Legislative Update – January 25

Education was at the forefront of the governor’s State of the State speech as he laid the groundwork for his reelection bid. He claimed responsibility for increasing public school funding, especially in rural areas, and positioned himself as a champion in a number of other educational areas.

“Rhetoric around public schools is commonplace in campaigns, but we educators know the facts,” said teacher Ron Martin, WEAC President. “The state is spending about 11 percent less on K-12 public education than it did in 2008. Voucher schools receive more state funding per student than public schools. It’s time for policymakers to involve educators in solutions for long-term support of public schools instead of using our students as election-year gimmicks.”

More coverage of the education-related items in the State of the State speech

Legislative Schedule: Senate Leadership has told its members they will be in session on Tuesday, February 20.  That is the only day the Senate plans to have a floor session, at this time.  The State of the Tribes is scheduled for Tuesday, February 13 at 1 pm.

Legislative Developments: Elections Commissioners yesterday have voted 4-2 to keep Michael Haas on through April 30 to cover the upcoming spring election and give the board time to find a permanent replacement. The two clerks appointed to the commission — one nominated by each party — joined the two Dem appointees in supporting the move, while the GOP members were opposed.

But Fitzgerald, R-Juneau, told reporters yesterday after the State of the State address he wasn’t sure why the committee didn’t deadlock on that vote.

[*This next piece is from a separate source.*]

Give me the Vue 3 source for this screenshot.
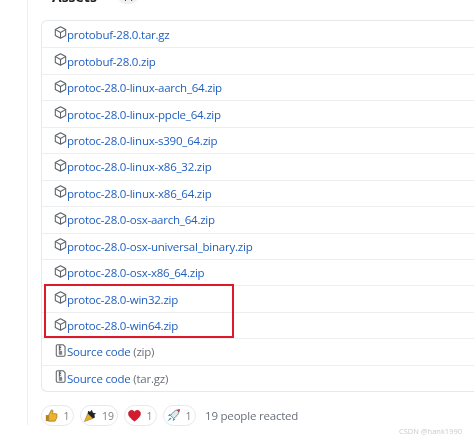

Bills moving in the Legislature:

Reducing minimum hours of instruction. The Assembly passed AB 221 / SB 105, which would allow 40 Wisconsin school districts to reduce the minimum hours of instruction for students. Backers frame this as “allowing teachers to teach less if they perform well” on the state report cards. The Senate version has had a public hearing, but no vote is scheduled yet.

Supplemental aid for school districts with a large area. AB 477 / SB-685 provides supplemental aid for school districts with a large area. The bill is in committee.

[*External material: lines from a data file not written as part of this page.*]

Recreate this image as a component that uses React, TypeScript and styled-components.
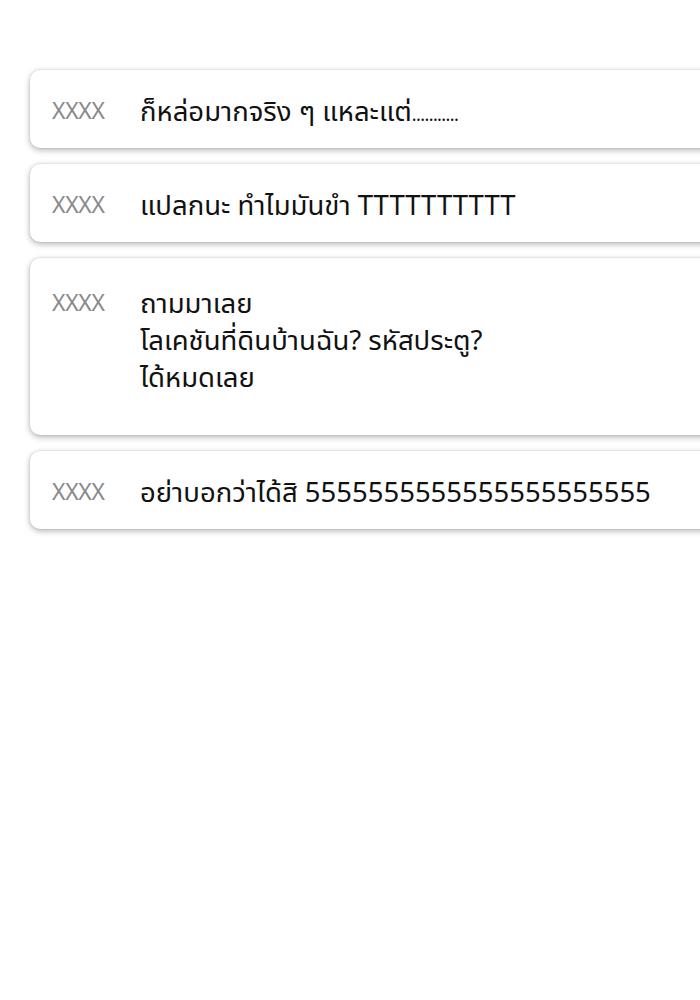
import React from 'react';
import styled, { createGlobalStyle } from 'styled-components';

const GlobalStyle = createGlobalStyle`
  html, body {
    margin: 0;
    padding: 0;
    background: #ffffff;
    overflow: hidden;
  }
  body {
    font-family: "Noto Sans Thai", "Noto Sans", "DejaVu Sans", sans-serif;
  }
`;

const Page = styled.div`
  width: 700px;
  height: 1000px;
  padding: 70px 0 0 30px;
  box-sizing: border-box;
  overflow: hidden;
`;

const List = styled.div`
  display: flex;
  flex-direction: column;
  gap: 16px;
  width: 700px;
`;

const Card = styled.div<{ $tall?: boolean }>`
  display: flex;
  align-items: flex-start;
  background: #ffffff;
  border-radius: 10px;
  box-shadow: 0 2px 6px rgba(0, 0, 0, 0.3), 0 0 2px rgba(0, 0, 0, 0.14);
  padding: ${(p) => (p.$tall ? '28px 0 38px 22px' : '24px 0 17px 22px')};
`;

const Name = styled.span`
  width: 88px;
  flex-shrink: 0;
  color: #8a8a8a;
  font-size: 23px;
  line-height: 37px;
  letter-spacing: -0.3px;
`;

const Message = styled.div`
  color: #111111;
  font-size: 27.5px;
  line-height: 37px;
  white-space: pre-line;
`;

// trailing "..........." is set tight in the original
const Dots = styled.span`
  font-size: 18px;
  line-height: 1;
  letter-spacing: -0.6px;
`;

const comments = [
  { name: 'XXXX', text: 'ก็หล่อมากจริง ๆ แหละแต่', dots: '...........' },
  { name: 'XXXX', text: 'แปลกนะ ทำไมมันขำ TTTTTTTTTT' },
  { name: 'XXXX', text: 'ถามมาเลย\nโลเคชันที่ดินบ้านฉัน? รหัสประตู?\nได้หมดเลย', tall: true },
  { name: 'XXXX', text: 'อย่าบอกว่าได้สิ 5555555555555555555555' },
];

export default function App() {
  return (
    <>
      <GlobalStyle />
      <Page>
        <List>
          {comments.map((c, i) => (
            <Card key={i} $tall={c.tall}>
              <Name>{c.name}</Name>
              <Message>
                {c.text}
                {c.dots && <Dots>{c.dots}</Dots>}
              </Message>
            </Card>
          ))}
        </List>
      </Page>
    </>
  );
}
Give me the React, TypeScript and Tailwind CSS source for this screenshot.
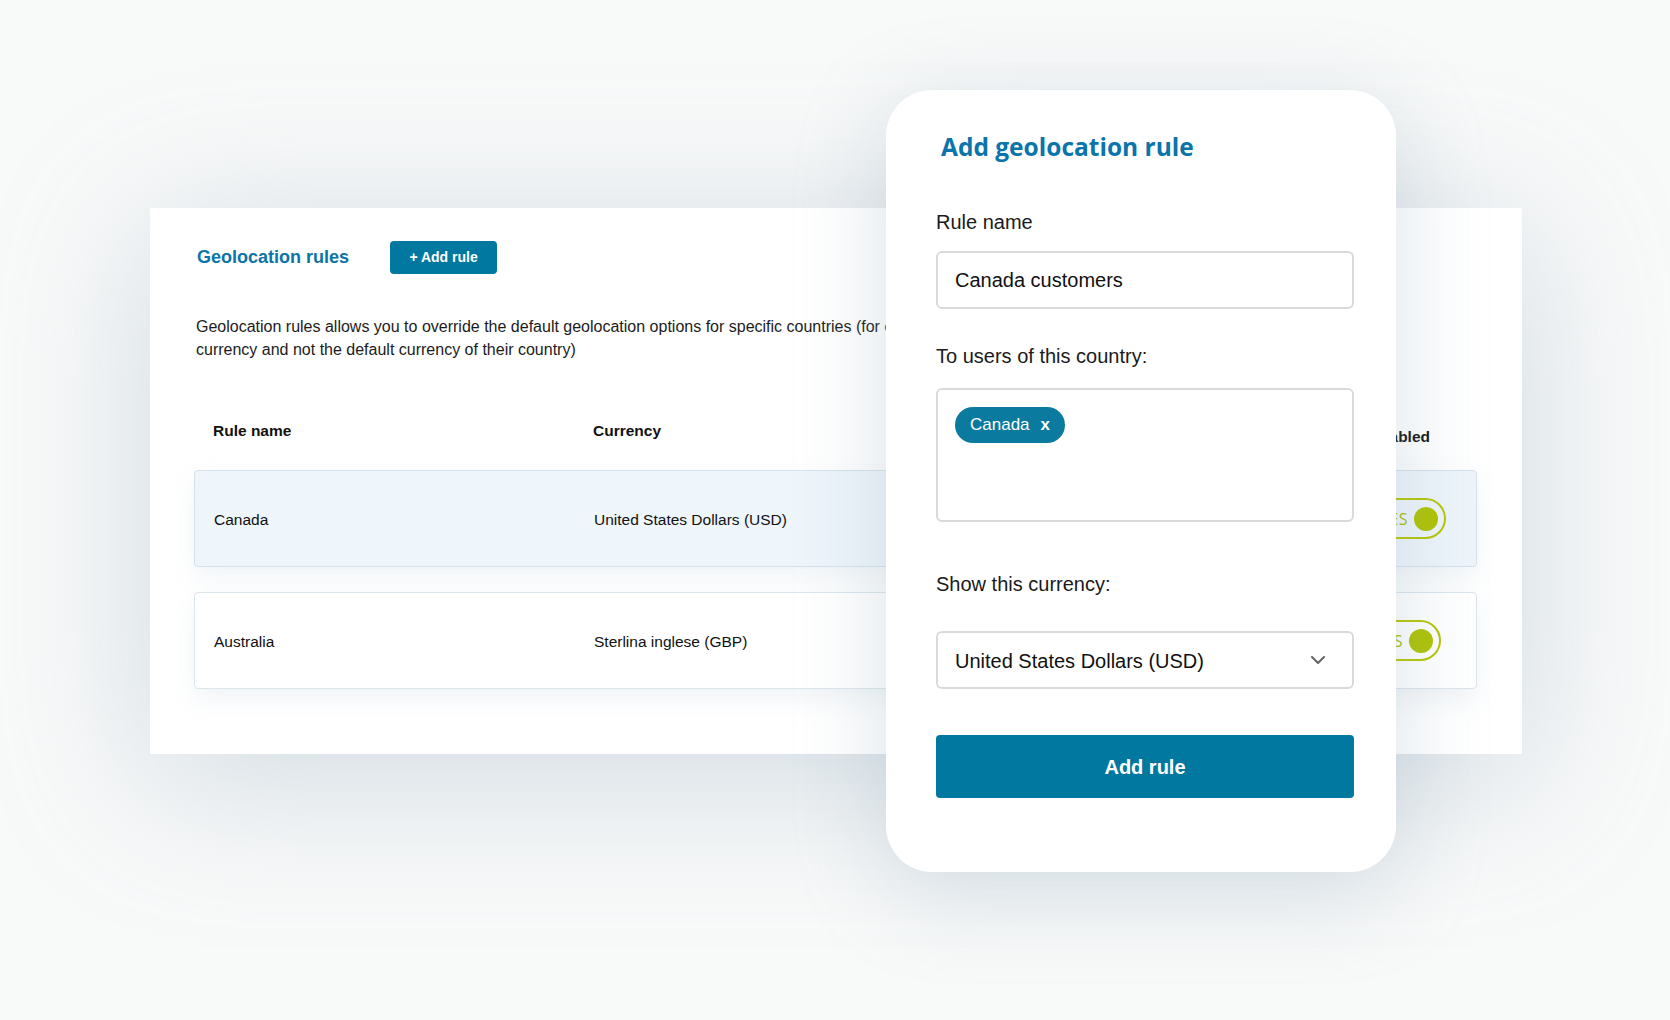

County jailers and the WRS. A public hearing was held on Tuesday, January 9 for AB 676 / SB 577, which would classify county jailers as protective occupation participants under the Wisconsin Retirement System and under the Municipal Employment Relations Act. While the bill would likely not have a cost impact on the Wisconsin Employment Relations Commission, there is insufficient knowledge as to whether this bill would increase or decrease county costs. Fiscal estimate

Senate Action:

Nutrition Education. SB159 /AB-215, which would require a school board to modify its instruction about nutrition to include knowledge of the nutritive value of foods and the role of a nutritious diet in promoting health. Current law requires school boards to provide instruction about the vitamin content of food and food and health values of dairy products. The bill also requires a nutrition education component be incorporated into the health education credit requirement to receive a high school diploma.

Annual School Reports. SB-494 /AB569 was passed by the Senate. It requires the Department of Public Instruction to publish its annual school and school district accountability report by November 30, rather than in September. This bill also changes the date by which DPI must determine whether a school is placed in the school takeover program to November 30 instead of October 15.

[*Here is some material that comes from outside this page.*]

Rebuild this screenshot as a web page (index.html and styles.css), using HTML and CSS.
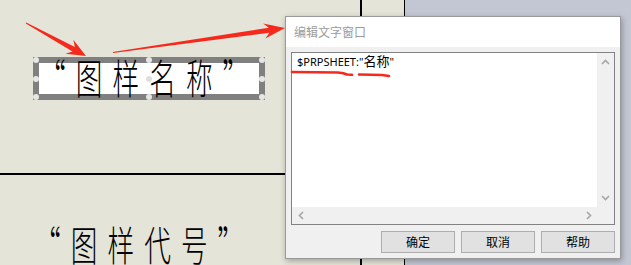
FILE: index.html
```html
<!DOCTYPE html>
<html lang="zh-CN">
<head>
    <meta charset="UTF-8">
    <meta name="viewport" content="width=device-width, initial-scale=1.0">
    <title>编辑文字窗口</title>
    <link rel="stylesheet" href="styles.css">
</head>
<body>
    <div class="workspace">
        <div class="paper">
            <div class="cell cell-top">
                <div class="textframe">
                    <span class="label">“图样名称”</span>
                    <div class="handles">
                        <div class="handle-row"><i></i><i></i><i></i></div>
                        <div class="handle-row"><i></i><i class="center"></i><i></i></div>
                        <div class="handle-row"><i></i><i></i><i></i></div>
                    </div>
                </div>
            </div>
            <div class="cell cell-side"></div>
            <div class="cell cell-bottom">
                <span class="label label-low">“图样代号”</span>
            </div>
        </div>
        <div class="outside"></div>
    </div>

    <div class="dialog">
        <div class="dialog-title">编辑文字窗口</div>
        <div class="dialog-body">
            <div class="editbox">
                <div class="edit-main">
                    <div class="edit-text">$PRPSHEET:"<span class="cjk">名称</span>"</div>
                    <div class="vscroll">
                        <svg width="9" height="6" viewBox="0 0 9 6"><polyline points="1,5 4.5,1.5 8,5" /></svg>
                        <svg width="9" height="6" viewBox="0 0 9 6"><polyline points="1,1 4.5,4.5 8,1" /></svg>
                    </div>
                </div>
                <div class="hscroll">
                    <div class="hscroll-track">
                        <svg width="6" height="9" viewBox="0 0 6 9"><polyline points="5,1 1.5,4.5 5,8" /></svg>
                        <svg width="6" height="9" viewBox="0 0 6 9"><polyline points="1,1 4.5,4.5 1,8" /></svg>
                    </div>
                    <div class="corner"></div>
                </div>
            </div>
            <div class="buttons">
                <button class="btn">确定</button>
                <button class="btn">取消</button>
                <button class="btn">帮助</button>
            </div>
        </div>
    </div>

    <!-- red marks drawn over the screenshot -->
    <svg class="marks" width="631" height="265" viewBox="0 0 631 265">
        <polygon points="26.2,22.6 74.9,47.1 73.3,39.8 86,56 65.5,53.8 72.5,51.5 25.8,23.4" />
        <polygon points="112.9,52 268.8,27.8 263.1,23.5 285,28 265.3,38.4 269.5,32.8 113.1,53" />
        <path d="M292,72 L338,72.5 Q344,73 347,74.5 L352,74.8" />
        <path d="M359,74.5 L382,75 L389,76" />
    </svg>
</body>
</html>
```

FILE: styles.css
```css
html, body {
    margin: 0;
    padding: 0;
}
body {
    width: 631px;
    height: 265px;
    overflow: hidden;
    position: relative;
    font-family: "Noto Sans CJK SC", sans-serif;
}
.workspace {
    display: flex;
    height: 265px;
}
.paper {
    display: grid;
    grid-template-columns: 362px 42px;
    grid-template-rows: 175px 1fr;
    background-color: #e4e4d8;
    border-right: 1px solid #000;
}
.outside {
    flex: 1;
    background-color: #c3c7d3;
}
.cell {
    box-sizing: border-box;
}
.cell-top {
    grid-column: 1;
    grid-row: 1;
    border-right: 2px solid #000;
    border-bottom: 2px solid #000;
    padding: 57px 0 0 33px;
}
.cell-side {
    grid-column: 2;
    grid-row: 1 / 3;
}
.cell-bottom {
    grid-column: 1;
    grid-row: 2;
    border-right: 2px solid #000;
    padding: 55px 0 0 34px;
}
.textframe {
    position: relative;
    box-sizing: border-box;
    width: 232px;
    height: 43px;
    border: 6px solid #808080;
    background-color: #fff;
}
.label {
    display: block;
    width: 400px;
    font-size: 41px;
    line-height: 41px;
    font-weight: 300;
    letter-spacing: 15.5px;
    color: #000;
    white-space: nowrap;
    transform: scaleX(0.65);
    transform-origin: 0 0;
    margin-top: -7px;
}
.handles {
    position: absolute;
    top: -3px;
    left: -3px;
    right: -3px;
    bottom: -3px;
    display: flex;
    flex-direction: column;
    justify-content: space-between;
}
.handle-row {
    display: flex;
    justify-content: space-between;
    height: 0;
}
.handle-row i {
    display: block;
    width: 6px;
    height: 6px;
    margin: -3px;
    border-radius: 50%;
    background-color: #e6e6e6;
}
.handle-row i.center {
    background-color: #dedede;
}

.dialog {
    position: absolute;
    left: 285px;
    top: 16px;
    width: 336px;
    box-sizing: border-box;
    border: 1px solid #9a9a9a;
    background-color: #f0f0f0;
    box-shadow: 1px 2px 6px rgba(0, 0, 0, 0.3);
}
.dialog-title {
    height: 30px;
    line-height: 30px;
    padding-left: 8px;
    background-color: #fff;
    font-size: 12px;
    color: #9b9b9b;
}
.dialog-body {
    display: flex;
    flex-direction: column;
    gap: 6px;
    padding: 5px;
}
.editbox {
    display: flex;
    flex-direction: column;
    height: 173px;
    box-sizing: border-box;
    border: 1px solid #828282;
    background-color: #fff;
}
.edit-main {
    flex: 1;
    display: flex;
}
.edit-text {
    flex: 1;
    padding: 1px 5px;
    font-family: "Noto Sans", "Noto Sans CJK SC", sans-serif;
    font-size: 11px;
    line-height: 14px;
    color: #000;
}
.edit-text .cjk {
    font-family: "Noto Sans CJK SC", sans-serif;
    font-size: 13px;
}
.vscroll {
    width: 17px;
    display: flex;
    flex-direction: column;
    justify-content: space-between;
    align-items: center;
    padding: 6px 0 6px;
    box-sizing: border-box;
    background-color: #f0f0f0;
}
.hscroll {
    display: flex;
    height: 17px;
    background-color: #f0f0f0;
}
.hscroll-track {
    flex: 1;
    display: flex;
    justify-content: space-between;
    align-items: center;
    padding: 0 5px 0 6px;
}
.corner {
    width: 17px;
}
.vscroll polyline, .hscroll polyline {
    fill: none;
    stroke: #a6a6a6;
    stroke-width: 1.6;
}
.buttons {
    display: flex;
    justify-content: flex-end;
    gap: 6px;
}
.btn {
    width: 74px;
    height: 22px;
    box-sizing: border-box;
    padding: 0;
    border: 1px solid #adadad;
    background-color: #e1e1e1;
    font-family: "Noto Sans CJK SC", sans-serif;
    font-size: 12px;
    line-height: 20px;
    color: #000;
}

.marks {
    position: absolute;
    left: 0;
    top: 0;
    pointer-events: none;
}
.marks polygon {
    fill: #f52a1c;
}
.marks path {
    fill: none;
    stroke: #f52a1c;
    stroke-width: 2.6;
    stroke-linecap: round;
    stroke-linejoin: round;
}
```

Teach grants for libraries. The Assembly passed AB572 / SB491, which authorizes the Division for Libraries and Technology in the Department of Public Instruction to collect and maintain public library-related data, including purchasing licenses for data collection software; training staff on the effective use of data; creating tools for libraries to use internally in analyzing, and to report to the public about, library use; and developing and implementing technology systems that allow for interoperable data exchange and automation of work processes. This bill also makes certain public libraries located in rural areas eligible to receive TEACH grants (Technology for Educational Achievement program). Currently TEACH block grants are awarded to school districts to improve information technology infrastructure and educational technology teacher training grants to school districts to train teachers in the use of educational technology. Under the bill, DOA may award grants to eligible libraries to improve information technology infrastructure in rural libraries and train librarians in rural libraries in the use of educational technology.

Worker’s Compensation CouncilAB 308 was passed. The bill would change the composition of the Worker’s Compensation Council to limit the number of members from organized labor.

College Credit Transfers. The Assembly Colleges & Universities Committee passed SB-407, concerning transfer policies for college credit earned by high school pupils.

UW Merit Scholarships related to environmental programs at Stevens Point campus. SB 700, passed by the Senate, would change the formula for distributing merit scholarships to students at UW-Stevens Point for environmental programs. Instead of using current criteria, the Board of Regents would be required to provide $300,000 annually for merit scholarships in this area.

Committee Notices:

Firearm Possession at School. A public hearing will be held Tuesday on SB-402, regarding suspending and expelling a pupil for possession of a firearm at school.